Start DATASET RECORDS

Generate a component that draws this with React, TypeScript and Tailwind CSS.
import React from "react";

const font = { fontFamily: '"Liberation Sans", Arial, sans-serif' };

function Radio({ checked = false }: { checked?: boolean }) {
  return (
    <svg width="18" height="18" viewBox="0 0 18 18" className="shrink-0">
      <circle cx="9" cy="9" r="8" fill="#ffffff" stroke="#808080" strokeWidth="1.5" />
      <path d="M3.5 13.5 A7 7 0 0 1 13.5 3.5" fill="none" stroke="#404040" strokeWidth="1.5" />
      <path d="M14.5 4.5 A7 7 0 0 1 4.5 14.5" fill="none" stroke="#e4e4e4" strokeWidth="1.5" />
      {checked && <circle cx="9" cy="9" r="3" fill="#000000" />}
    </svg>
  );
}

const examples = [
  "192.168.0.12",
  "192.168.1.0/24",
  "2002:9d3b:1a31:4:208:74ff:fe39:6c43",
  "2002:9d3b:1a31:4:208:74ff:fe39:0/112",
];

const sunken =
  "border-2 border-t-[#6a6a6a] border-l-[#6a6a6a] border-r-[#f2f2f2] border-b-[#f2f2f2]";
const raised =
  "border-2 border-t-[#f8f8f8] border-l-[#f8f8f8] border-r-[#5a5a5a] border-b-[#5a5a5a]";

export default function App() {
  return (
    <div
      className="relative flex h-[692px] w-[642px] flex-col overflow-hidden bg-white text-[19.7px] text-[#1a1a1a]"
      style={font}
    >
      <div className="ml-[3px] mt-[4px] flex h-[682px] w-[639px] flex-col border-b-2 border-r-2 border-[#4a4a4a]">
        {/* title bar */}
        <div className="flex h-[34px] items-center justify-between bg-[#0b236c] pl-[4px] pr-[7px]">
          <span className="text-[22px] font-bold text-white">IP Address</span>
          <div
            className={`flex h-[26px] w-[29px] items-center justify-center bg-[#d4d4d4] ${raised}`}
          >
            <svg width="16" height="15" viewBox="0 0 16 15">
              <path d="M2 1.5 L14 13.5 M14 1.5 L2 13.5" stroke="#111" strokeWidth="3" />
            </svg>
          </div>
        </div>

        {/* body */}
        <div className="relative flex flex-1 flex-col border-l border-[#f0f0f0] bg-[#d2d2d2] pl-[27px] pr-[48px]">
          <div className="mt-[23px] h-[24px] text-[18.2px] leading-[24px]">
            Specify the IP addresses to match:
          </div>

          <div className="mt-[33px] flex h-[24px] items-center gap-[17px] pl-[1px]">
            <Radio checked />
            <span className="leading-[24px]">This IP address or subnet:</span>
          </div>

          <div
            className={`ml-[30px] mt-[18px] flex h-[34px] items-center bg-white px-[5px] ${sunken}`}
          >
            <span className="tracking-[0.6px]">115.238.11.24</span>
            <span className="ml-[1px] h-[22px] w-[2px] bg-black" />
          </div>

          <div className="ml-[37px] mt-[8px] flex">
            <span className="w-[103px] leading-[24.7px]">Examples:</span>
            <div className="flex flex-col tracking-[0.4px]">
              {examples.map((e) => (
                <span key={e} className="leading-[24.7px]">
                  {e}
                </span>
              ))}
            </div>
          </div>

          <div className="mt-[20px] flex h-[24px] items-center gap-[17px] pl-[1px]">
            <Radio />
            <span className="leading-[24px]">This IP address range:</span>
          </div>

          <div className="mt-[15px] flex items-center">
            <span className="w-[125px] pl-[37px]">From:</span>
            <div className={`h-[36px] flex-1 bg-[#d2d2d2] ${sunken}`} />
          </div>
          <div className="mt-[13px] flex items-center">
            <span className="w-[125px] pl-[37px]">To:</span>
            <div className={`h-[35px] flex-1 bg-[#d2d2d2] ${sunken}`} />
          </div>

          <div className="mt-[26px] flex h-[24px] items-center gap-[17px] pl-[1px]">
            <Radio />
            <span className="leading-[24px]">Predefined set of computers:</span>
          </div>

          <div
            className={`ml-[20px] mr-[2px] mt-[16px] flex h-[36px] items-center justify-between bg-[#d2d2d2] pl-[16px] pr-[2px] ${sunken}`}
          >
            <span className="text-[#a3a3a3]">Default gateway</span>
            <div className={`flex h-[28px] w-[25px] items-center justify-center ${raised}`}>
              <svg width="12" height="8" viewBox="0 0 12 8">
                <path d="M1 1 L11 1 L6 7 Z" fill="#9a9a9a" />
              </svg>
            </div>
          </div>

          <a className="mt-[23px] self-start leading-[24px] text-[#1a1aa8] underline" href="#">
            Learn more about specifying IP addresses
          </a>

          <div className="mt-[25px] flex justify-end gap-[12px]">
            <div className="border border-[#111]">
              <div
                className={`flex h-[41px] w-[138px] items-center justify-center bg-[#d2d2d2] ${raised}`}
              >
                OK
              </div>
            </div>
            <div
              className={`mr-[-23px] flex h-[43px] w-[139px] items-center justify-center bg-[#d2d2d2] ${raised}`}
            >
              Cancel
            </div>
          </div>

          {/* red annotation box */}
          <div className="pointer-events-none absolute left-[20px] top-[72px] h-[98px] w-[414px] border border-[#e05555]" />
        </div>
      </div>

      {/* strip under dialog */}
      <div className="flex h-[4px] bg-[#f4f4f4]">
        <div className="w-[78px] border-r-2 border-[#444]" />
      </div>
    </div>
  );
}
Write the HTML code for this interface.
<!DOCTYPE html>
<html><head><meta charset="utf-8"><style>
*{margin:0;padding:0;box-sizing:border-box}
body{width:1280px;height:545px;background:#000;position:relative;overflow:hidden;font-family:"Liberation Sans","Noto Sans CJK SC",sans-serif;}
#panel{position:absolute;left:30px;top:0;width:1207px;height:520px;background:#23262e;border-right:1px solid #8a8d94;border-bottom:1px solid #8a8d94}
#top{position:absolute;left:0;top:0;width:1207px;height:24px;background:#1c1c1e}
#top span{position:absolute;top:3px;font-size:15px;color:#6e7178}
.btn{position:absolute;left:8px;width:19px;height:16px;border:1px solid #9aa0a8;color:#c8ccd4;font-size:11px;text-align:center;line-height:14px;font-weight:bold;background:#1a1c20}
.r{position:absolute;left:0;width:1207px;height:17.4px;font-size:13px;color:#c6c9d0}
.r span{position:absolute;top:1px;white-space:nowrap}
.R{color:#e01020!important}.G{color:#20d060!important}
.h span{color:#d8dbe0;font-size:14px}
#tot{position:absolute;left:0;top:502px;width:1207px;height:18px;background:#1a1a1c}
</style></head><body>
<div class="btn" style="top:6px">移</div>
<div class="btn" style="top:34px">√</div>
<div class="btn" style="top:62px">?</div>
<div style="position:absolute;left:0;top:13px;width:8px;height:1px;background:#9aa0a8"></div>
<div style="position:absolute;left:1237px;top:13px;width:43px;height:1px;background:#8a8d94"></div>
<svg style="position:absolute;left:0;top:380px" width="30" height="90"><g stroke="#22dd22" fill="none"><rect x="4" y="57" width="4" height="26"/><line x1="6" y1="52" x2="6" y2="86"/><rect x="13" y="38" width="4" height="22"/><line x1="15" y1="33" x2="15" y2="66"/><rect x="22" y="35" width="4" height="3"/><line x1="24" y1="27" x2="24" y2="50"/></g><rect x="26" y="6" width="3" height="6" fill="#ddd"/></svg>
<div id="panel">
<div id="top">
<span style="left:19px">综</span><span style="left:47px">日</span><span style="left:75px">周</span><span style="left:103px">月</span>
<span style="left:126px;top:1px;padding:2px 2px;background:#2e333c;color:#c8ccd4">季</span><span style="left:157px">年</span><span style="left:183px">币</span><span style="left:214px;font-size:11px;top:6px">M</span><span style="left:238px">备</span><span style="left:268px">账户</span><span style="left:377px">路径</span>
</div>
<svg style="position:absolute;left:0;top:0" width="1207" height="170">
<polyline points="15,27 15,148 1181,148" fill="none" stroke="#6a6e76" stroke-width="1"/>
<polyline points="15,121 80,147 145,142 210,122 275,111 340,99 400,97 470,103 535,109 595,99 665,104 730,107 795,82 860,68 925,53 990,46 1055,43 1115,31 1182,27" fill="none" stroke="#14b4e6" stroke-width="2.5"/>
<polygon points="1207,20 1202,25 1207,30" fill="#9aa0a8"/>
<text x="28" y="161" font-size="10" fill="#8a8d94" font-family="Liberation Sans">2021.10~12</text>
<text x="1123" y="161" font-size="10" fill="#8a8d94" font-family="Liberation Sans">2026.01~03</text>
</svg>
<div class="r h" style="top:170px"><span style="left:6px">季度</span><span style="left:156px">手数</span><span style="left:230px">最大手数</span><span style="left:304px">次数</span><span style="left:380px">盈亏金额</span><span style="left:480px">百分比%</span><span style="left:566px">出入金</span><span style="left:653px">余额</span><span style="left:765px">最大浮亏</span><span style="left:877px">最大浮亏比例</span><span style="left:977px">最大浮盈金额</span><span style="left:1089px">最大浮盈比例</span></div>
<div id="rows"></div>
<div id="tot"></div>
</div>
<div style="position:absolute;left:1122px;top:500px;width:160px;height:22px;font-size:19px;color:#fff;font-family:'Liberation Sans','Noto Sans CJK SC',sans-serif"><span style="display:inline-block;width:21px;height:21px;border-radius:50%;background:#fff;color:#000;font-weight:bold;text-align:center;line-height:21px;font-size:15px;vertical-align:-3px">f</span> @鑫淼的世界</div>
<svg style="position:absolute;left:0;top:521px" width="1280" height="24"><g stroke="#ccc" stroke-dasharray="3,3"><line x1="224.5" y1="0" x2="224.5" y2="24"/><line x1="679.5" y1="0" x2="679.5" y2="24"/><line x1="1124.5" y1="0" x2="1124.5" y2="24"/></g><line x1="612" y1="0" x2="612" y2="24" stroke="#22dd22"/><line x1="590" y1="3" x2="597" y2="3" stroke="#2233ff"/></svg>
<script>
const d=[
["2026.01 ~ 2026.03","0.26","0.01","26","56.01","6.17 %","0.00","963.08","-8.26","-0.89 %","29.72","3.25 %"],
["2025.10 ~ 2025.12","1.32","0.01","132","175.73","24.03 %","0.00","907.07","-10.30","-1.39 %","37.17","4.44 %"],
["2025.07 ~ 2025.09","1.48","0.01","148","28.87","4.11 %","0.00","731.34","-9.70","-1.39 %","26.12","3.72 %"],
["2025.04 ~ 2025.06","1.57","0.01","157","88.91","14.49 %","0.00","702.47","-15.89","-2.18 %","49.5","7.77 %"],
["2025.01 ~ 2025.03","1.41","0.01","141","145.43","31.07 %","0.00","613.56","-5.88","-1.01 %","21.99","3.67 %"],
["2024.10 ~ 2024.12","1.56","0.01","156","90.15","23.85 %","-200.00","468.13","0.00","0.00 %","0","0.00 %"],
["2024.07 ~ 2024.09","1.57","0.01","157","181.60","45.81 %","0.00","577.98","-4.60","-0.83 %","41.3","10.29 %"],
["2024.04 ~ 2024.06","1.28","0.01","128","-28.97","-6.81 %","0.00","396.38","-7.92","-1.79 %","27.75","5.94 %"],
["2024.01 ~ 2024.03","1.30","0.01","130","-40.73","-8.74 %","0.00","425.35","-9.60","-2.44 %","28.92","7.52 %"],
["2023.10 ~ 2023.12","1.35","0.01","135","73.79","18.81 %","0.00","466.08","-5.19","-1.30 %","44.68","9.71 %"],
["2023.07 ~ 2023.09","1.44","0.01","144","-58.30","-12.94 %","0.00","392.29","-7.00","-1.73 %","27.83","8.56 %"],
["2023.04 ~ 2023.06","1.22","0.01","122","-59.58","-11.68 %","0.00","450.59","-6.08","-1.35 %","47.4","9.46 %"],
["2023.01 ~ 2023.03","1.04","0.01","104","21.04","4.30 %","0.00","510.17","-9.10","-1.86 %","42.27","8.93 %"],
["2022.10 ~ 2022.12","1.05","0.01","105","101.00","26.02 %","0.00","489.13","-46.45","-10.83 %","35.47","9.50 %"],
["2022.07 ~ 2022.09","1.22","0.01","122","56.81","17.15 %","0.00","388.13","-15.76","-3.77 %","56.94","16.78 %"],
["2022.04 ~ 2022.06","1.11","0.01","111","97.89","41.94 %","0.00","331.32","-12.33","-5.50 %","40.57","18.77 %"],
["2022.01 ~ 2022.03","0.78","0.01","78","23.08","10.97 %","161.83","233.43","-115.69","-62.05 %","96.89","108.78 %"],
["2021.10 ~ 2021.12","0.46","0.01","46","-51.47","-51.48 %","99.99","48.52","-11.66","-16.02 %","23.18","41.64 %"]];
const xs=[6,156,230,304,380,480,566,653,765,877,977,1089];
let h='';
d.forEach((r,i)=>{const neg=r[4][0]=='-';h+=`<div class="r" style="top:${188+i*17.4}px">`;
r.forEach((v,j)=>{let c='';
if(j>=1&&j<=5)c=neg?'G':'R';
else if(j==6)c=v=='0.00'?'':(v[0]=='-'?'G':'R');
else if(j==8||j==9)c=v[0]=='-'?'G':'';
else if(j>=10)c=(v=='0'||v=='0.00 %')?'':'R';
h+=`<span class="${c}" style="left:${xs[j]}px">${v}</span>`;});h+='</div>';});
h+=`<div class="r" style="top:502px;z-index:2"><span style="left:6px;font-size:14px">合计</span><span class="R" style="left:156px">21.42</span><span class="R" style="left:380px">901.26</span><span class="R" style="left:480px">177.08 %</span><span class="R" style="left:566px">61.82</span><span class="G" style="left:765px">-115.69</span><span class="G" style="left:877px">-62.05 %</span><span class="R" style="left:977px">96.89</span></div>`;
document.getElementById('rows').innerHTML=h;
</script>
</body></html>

End DATASET RECORDS

Please restate only the opening stretch of the records above: every line from the first through the one containing "border-t-[#f8f8f8] border-l-[#f8f8f8] border-r-[#5a5a5a]", exactly as written.

TASK ANSWER.
Generate a component that draws this with React, TypeScript and Tailwind CSS.
import React from "react";

const font = { fontFamily: '"Liberation Sans", Arial, sans-serif' };

function Radio({ checked = false }: { checked?: boolean }) {
  return (
    <svg width="18" height="18" viewBox="0 0 18 18" className="shrink-0">
      <circle cx="9" cy="9" r="8" fill="#ffffff" stroke="#808080" strokeWidth="1.5" />
      <path d="M3.5 13.5 A7 7 0 0 1 13.5 3.5" fill="none" stroke="#404040" strokeWidth="1.5" />
      <path d="M14.5 4.5 A7 7 0 0 1 4.5 14.5" fill="none" stroke="#e4e4e4" strokeWidth="1.5" />
      {checked && <circle cx="9" cy="9" r="3" fill="#000000" />}
    </svg>
  );
}

const examples = [
  "192.168.0.12",
  "192.168.1.0/24",
  "2002:9d3b:1a31:4:208:74ff:fe39:6c43",
  "2002:9d3b:1a31:4:208:74ff:fe39:0/112",
];

const sunken =
  "border-2 border-t-[#6a6a6a] border-l-[#6a6a6a] border-r-[#f2f2f2] border-b-[#f2f2f2]";
const raised =
  "border-2 border-t-[#f8f8f8] border-l-[#f8f8f8] border-r-[#5a5a5a] border-b-[#5a5a5a]";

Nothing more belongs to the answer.